Untuk menghidupkan suasana The Hallway, pihaknya menyiapkan berbagai event. Misal fashion show di pasar tradisional, seni rupa, seni musik, table maner yang menghadirkan chef terkenal dan lainnya.
Kemudian ke depan akan ada banyak komunitas yang bergabung seperti komunitas sepeda lipat. Namun karena dalam kondisi Adaptasi Kebiasaan Baru (AKB) semua event ini belum bisa berjalan optimal.
“Kita di sini tidak hanya sekadar jualan produk, tapi juga konten. Ada juga tujuan besar yang dibangun dari The Hallway,” ungkap dia.
Contohnya konsep hidden place yang diusungnya. Salah satu tujuannya agar pengunjung bertanya ke pedagang pasar tradisional yang di bawah.
Siapa tahu dengan interaksi ini, pedagang pasar tradisional ikut mendapatkan imbas dari The Hallway. Misalnya, mereka sekalian beli sayur dan keperluan lainnya.

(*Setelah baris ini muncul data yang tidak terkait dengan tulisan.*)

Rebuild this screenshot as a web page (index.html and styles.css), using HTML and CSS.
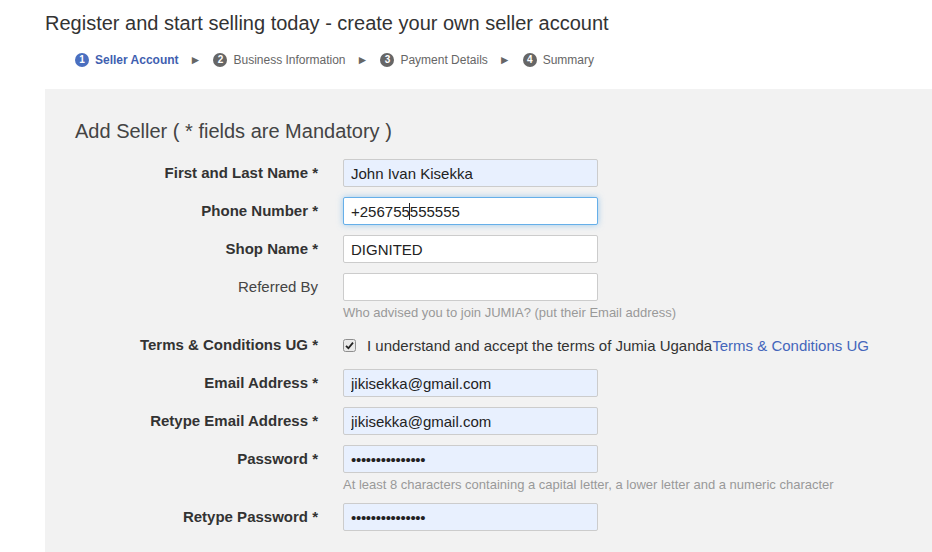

“Soalnya Pasar Kosambi ini ramenya musiman, dan yang terkenal cuma dua yaitu seragam dan tempe goreng. Mudah-mudahan dengan adanya The Hallway berimbas positif pada pedagang tersebut,” ungkap dia.
Saat ini, omzet The Hallway sudah mencapai Rp 500 juta hingga Rp 700 juta perbulan.
Jadi, ia mengajak anak muda untuk nongkrong di pasar. Karena pasar tradisional itu tidak seperti yang dikatakan orang.